▶ [WHAT IS BEING ASKED]: Copy out every line that contains "screenshot".

▶ [MATERIAL FOR THIS TASK]:
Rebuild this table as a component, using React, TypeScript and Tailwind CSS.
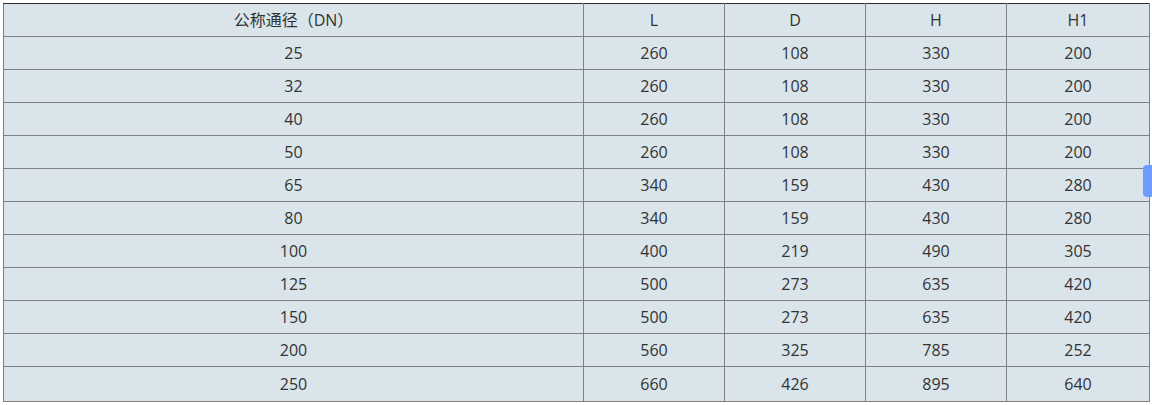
import React from "react";

const rows = [
  ["25", "260", "108", "330", "200"],
  ["32", "260", "108", "330", "200"],
  ["40", "260", "108", "330", "200"],
  ["50", "260", "108", "330", "200"],
  ["65", "340", "159", "430", "280"],
  ["80", "340", "159", "430", "280"],
  ["100", "400", "219", "490", "305"],
  ["125", "500", "273", "635", "420"],
  ["150", "500", "273", "635", "420"],
  ["200", "560", "325", "785", "252"],
  ["250", "660", "426", "895", "640"],
];

const head = ["公称通径（DN）", "L", "D", "H", "H1"];

export default function App() {
  return (
    <div className="relative w-[1152px] h-[405px] bg-white overflow-hidden pt-[3px] pl-[3px]" style={{ fontFamily: '"Open Sans", "Noto Sans CJK SC", sans-serif' }}>
      <table className="border-collapse table-fixed w-[1146px] border border-[#2b2b2b] bg-[#d9e5eb] text-[16px] text-[#333]">
        <colgroup>
          <col className="w-[580px]" />
          <col className="w-[141px]" />
          <col className="w-[141px]" />
          <col className="w-[141px]" />
          <col className="w-[143px]" />
        </colgroup>
        <tbody>
          <tr className="h-[33px]">
            {head.map((h, i) => (
              <td key={i} className="border border-[#808080] border-t-[#2b2b2b] text-center p-0 align-middle leading-[20px]">
                {h}
              </td>
            ))}
          </tr>
          {rows.map((r, ri) => (
            <tr key={ri} className={ri === rows.length - 1 ? "h-[35px]" : "h-[33px]"}>
              {r.map((c, ci) => (
                <td key={ci} className="border border-[#808080] text-center p-0 align-middle leading-[20px]">
                  {c}
                </td>
              ))}
            </tr>
          ))}
        </tbody>
      </table>
      <div className="absolute right-0 top-[165px] w-[9px] h-[32px] rounded-l-[4px] bg-[#6e9bff]" />
    </div>
  );
}
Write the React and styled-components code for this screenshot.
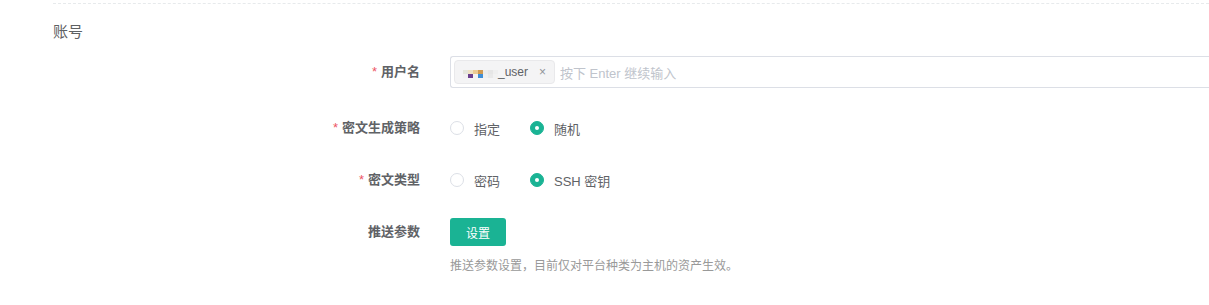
import React, { useState } from 'react'
import styled, { createGlobalStyle } from 'styled-components'

const GlobalStyle = createGlobalStyle`
  html, body {
    margin: 0;
    padding: 0;
    background: #fff;
    overflow: hidden;
  }
  body {
    font-family: "Liberation Sans", "Noto Sans CJK SC", sans-serif;
    color: #606266;
  }
`

const Section = styled.div`
  padding: 3px 0 0 53px;
`

const Divider = styled.div`
  border-top: 1px dashed #e7eaec;
  height: 0;
`

const Heading = styled.h3`
  margin: 18px 0 0;
  font-size: 15px;
  line-height: 20px;
  font-weight: normal;
  color: #5e6163;
`

const Form = styled.div`
  margin-top: 14px;
  margin-left: -53px;
`

const Row = styled.div`
  display: flex;
  align-items: flex-start;
  margin-bottom: ${({ gap }) => gap}px;
`

const Label = styled.label`
  flex: 0 0 420px;
  text-align: right;
  font-size: 13px;
  font-weight: bold;
  line-height: 32px;
  color: #606266;
  padding-right: 30px;
  box-sizing: content-box;
`

const Star = styled.span`
  color: #ed5565;
  font-weight: normal;
  margin-right: 4px;
`

const Content = styled.div`
  flex: 1;
  min-width: 0;
  display: flex;
  flex-direction: column;
  align-items: flex-start;
`

const Line = styled.div`
  height: 32px;
  display: flex;
  align-items: center;
`

const TagInput = styled.div`
  align-self: stretch;
  height: 32px;
  box-sizing: border-box;
  border: 1px solid #dcdfe6;
  border-right: none;
  border-radius: 3px 0 0 3px;
  display: flex;
  align-items: center;
  padding-left: 3px;
`

const Tag = styled.span`
  display: inline-flex;
  align-items: center;
  height: 24px;
  width: 101px;
  box-sizing: border-box;
  padding: 0 8px 0 8px;
  background: #f4f4f5;
  border: 1px solid #e9e9eb;
  border-radius: 4px;
  font-size: 12px;
  color: #606266;
`

const Mosaic = styled.span`
  display: inline-grid;
  grid-template-columns: repeat(7, 5px);
  grid-auto-rows: 4px;
  margin-top: 3px;
`

const Cell = styled.span`
  background: ${({ c }) => c};
`

const Close = styled.span`
  margin-left: auto;
  font-size: 12px;
  color: #909399;
`

const Placeholder = styled.span`
  margin-left: 5px;
  font-size: 13px;
  color: #c0c4cc;
`

const RadioOption = styled.label`
  display: inline-flex;
  align-items: center;
  margin-right: 30px;
  cursor: pointer;
  font-size: 13px;
  color: #606266;
`

const RadioDot = styled.span`
  width: 14px;
  height: 14px;
  box-sizing: border-box;
  border-radius: 50%;
  border: 1px solid ${({ checked }) => (checked ? '#1ab394' : '#dcdfe6')};
  background: ${({ checked }) => (checked ? '#1ab394' : '#fff')};
  display: inline-flex;
  align-items: center;
  justify-content: center;
  margin-right: 10px;
  &::after {
    content: '';
    width: 4px;
    height: 4px;
    border-radius: 50%;
    background: #fff;
    display: ${({ checked }) => (checked ? 'block' : 'none')};
  }
`

const Button = styled.button`
  height: 28px;
  width: 56px;
  border: none;
  border-radius: 3px;
  background: #1ab394;
  color: #fff;
  font-family: inherit;
  font-size: 12px;
  cursor: pointer;
`

const Help = styled.div`
  margin-top: 9px;
  font-size: 12px;
  line-height: 18px;
  color: #999;
`

// blurred user name in the screenshot
const mosaic = [
  ['#e4e6dc', '#efe2c4', '#eccb94', '#cf9a52', '#ececec', '#e6e6e6', '#efefef'],
  ['#f1f1f1', '#6b3f8e', '#f3f3f3', '#3f8ed6', '#f0f0f0', '#e9e9e9', '#f2f2f2'],
]

const RadioGroup = ({ options, value, onChange }) => (
  <Line>
    {options.map(opt => (
      <RadioOption key={opt} onClick={() => onChange(opt)}>
        <RadioDot checked={value === opt} />
        {opt}
      </RadioOption>
    ))}
  </Line>
)

const App = () => {
  const [strategy, setStrategy] = useState('随机')
  const [secretType, setSecretType] = useState('SSH 密钥')

  return (
    <>
      <GlobalStyle />
      <Section>
        <Divider />
        <Heading>账号</Heading>
        <Form>
          <Row gap={24}>
            <Label>
              <Star>*</Star>用户名
            </Label>
            <Content>
              <TagInput>
                <Tag>
                  <Mosaic>
                    {mosaic.flat().map((c, i) => (
                      <Cell key={i} c={c} />
                    ))}
                  </Mosaic>
                  _user
                  <Close>×</Close>
                </Tag>
                <Placeholder>按下 Enter 继续输入</Placeholder>
              </TagInput>
            </Content>
          </Row>
          <Row gap={20}>
            <Label>
              <Star>*</Star>密文生成策略
            </Label>
            <Content>
              <RadioGroup
                options={['指定', '随机']}
                value={strategy}
                onChange={setStrategy}
              />
            </Content>
          </Row>
          <Row gap={20}>
            <Label>
              <Star>*</Star>密文类型
            </Label>
            <Content>
              <RadioGroup
                options={['密码', 'SSH 密钥']}
                value={secretType}
                onChange={setSecretType}
              />
            </Content>
          </Row>
          <Row gap={0}>
            <Label>推送参数</Label>
            <Content>
              <Line>
                <Button>设置</Button>
              </Line>
              <Help>推送参数设置，目前仅对平台种类为主机的资产生效。</Help>
            </Content>
          </Row>
        </Form>
      </Section>
    </>
  )
}

export default App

▶ [RESPONSE TO THIS EXERCISE]:
Write the React and styled-components code for this screenshot.
// blurred user name in the screenshot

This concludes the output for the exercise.